Aimco, the seventh biggest apartment owner on last year’s Multifamily Executive Top 50, completed its marketing with the launch of a new website this week. To get precisely what it wanted in its digital persona, it tapped into examples from hotels, cruise lines, as well as focus groups.

In June, Aimco released a new logo, tagline and messaging for people it targeted to live in AIMCO properties and work for the Denver-based REIT.  “At the end of 2010, we identified that now that we had this in place [upgraded operations],” says Keith Dodds, senior vice president of marketing. “We needed to tell the story.  We spent first half of year defining requirements. Second, we needed to present it to the public. This is the capstone of that story.”
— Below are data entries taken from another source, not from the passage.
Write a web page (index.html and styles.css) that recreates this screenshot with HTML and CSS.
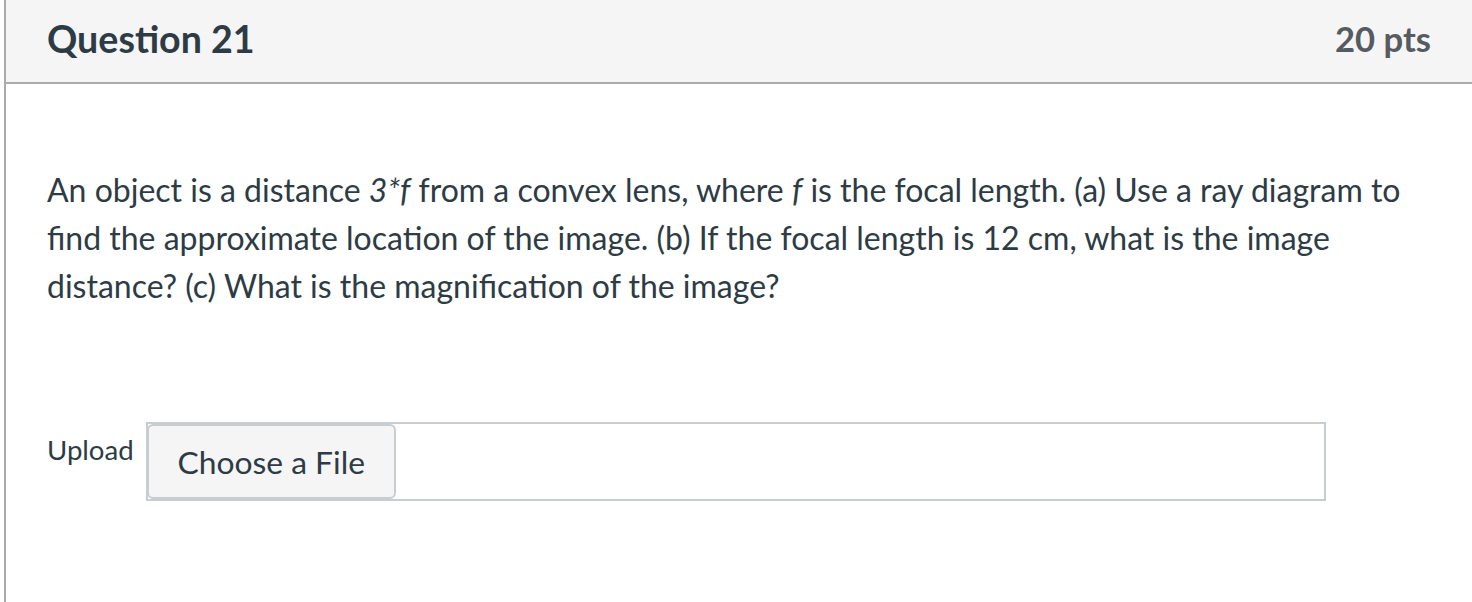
FILE: index.html
```html
<!DOCTYPE html>
<html>
<head>
<meta charset="utf-8">
<link rel="stylesheet" href="styles.css">
</head>
<body>
<div class="question">
  <div class="header">
    <span class="title">Question 21</span>
    <span class="pts">20 pts</span>
  </div>
  <div class="content">
    <p class="text">An object is a distance <em>3*f</em> from a convex lens, where <em>f</em> is the focal length. (a) Use a ray diagram to find the approximate location of the image. (b) If the focal length is 12 cm, what is the image distance? (c) What is the magnification of the image?</p>
    <div class="upload">
      <span class="label">Upload</span>
      <div class="filebox">
        <span class="btn">Choose a File</span>
      </div>
    </div>
  </div>
</div>
</body>
</html>
```
FILE: styles.css
```css
html, body {
  margin: 0;
  padding: 0;
  overflow: hidden;
  background: #fff;
}
body {
  font-family: Lato, "Noto Sans", sans-serif;
  color: #2d3b45;
}
.question {
  margin-left: 4px;
  width: 1470px;
  height: 602px;
  box-sizing: border-box;
  border-left: 2px solid #aaaaaa;
  border-right: 2px solid #aaaaaa;
}
.header {
  height: 84px;
  box-sizing: border-box;
  background: #f5f5f5;
  border-bottom: 2px solid #aaaaaa;
  display: flex;
  justify-content: space-between;
  align-items: center;
  padding: 0 41px 6px 41px;
}
.title {
  font-weight: 700;
  font-size: 37.6px;
  color: #2d3b45;
}
.pts {
  font-weight: 700;
  font-size: 34.6px;
  color: #555b60;
}
.content {
  padding: 82px 41px 0 41px;
}
.text {
  margin: 0;
  font-size: 32px;
  line-height: 48px;
  width: 1400px;
}
.text em {
  font-style: italic;
}
.upload {
  margin-top: 112px;
  display: flex;
  align-items: flex-start;
  gap: 12px;
}
.label {
  font-size: 27.6px;
  margin-top: 11px;
}
.filebox {
  width: 1180px;
  height: 79px;
  box-sizing: border-box;
  border: 2px solid #c7cdd1;
  display: flex;
}
.btn {
  width: 249px;
  box-sizing: border-box;
  margin: 0 0 0 -1px;
  background: #f5f5f5;
  border: 2px solid #c7cdd1;
  border-radius: 6px;
  font-size: 31.8px;
  display: flex;
  align-items: center;
  justify-content: center;
}
```
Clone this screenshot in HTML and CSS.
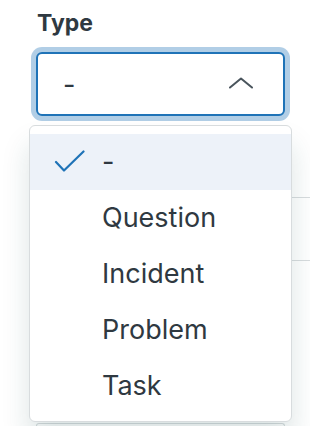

Aimco built the site by looking internally and externally. It benchmarked its old site against its peers in the industry and against hotels, such as Hilton and Marriott, which it, like many other operators, sees as a step ahead of the multifamily industry. It also looked at cruise lines and Internet Listing Services for cues and functionality.

“As people do things in apartment searches, there are standard expectations on how to look for things,” Dodds says. “Websites are evolving into what the customer wants and customer standard expectations are based on their interactions of other websites like Amazon. We wanted to design our navigation and the presentation of content based on what the customers expect.”

Research shows that when customers want to lease, they zero in on an individual property’s website. When they we look for a job, or if they're existing residents, they go to the corporate site. Drawing from this insight, the company gives “AIMCO Careers” a prominent presence on the site, taking a page out of a hotel industry approach to a corporate portal. Right now, a customer service portal, where residents can login to submit service requests, also plays a key role.

“We did a lot of end user testing before we created the site,” Dodds says. “We didn’t ask what people wanted. We asked what resonated with them.”

Ultimately, Aimco wanted simplicity and, looking, at the site, that’s what it got.

“If you put more things on the homepage that’s distracting,” Dodds says. “People get really confused. If you put other images on, they want to look at the images and get really confused. They want to spend less than half a second on page and go straight into where they want to go.”

Social networking options also stand out on the site, which the company says it will upgrade constantly. Dodds says getting mentions on these platforms help increase a property’s ability to show up on Google searches. “I want to dominate first ten links on a Google search for each property,” he says.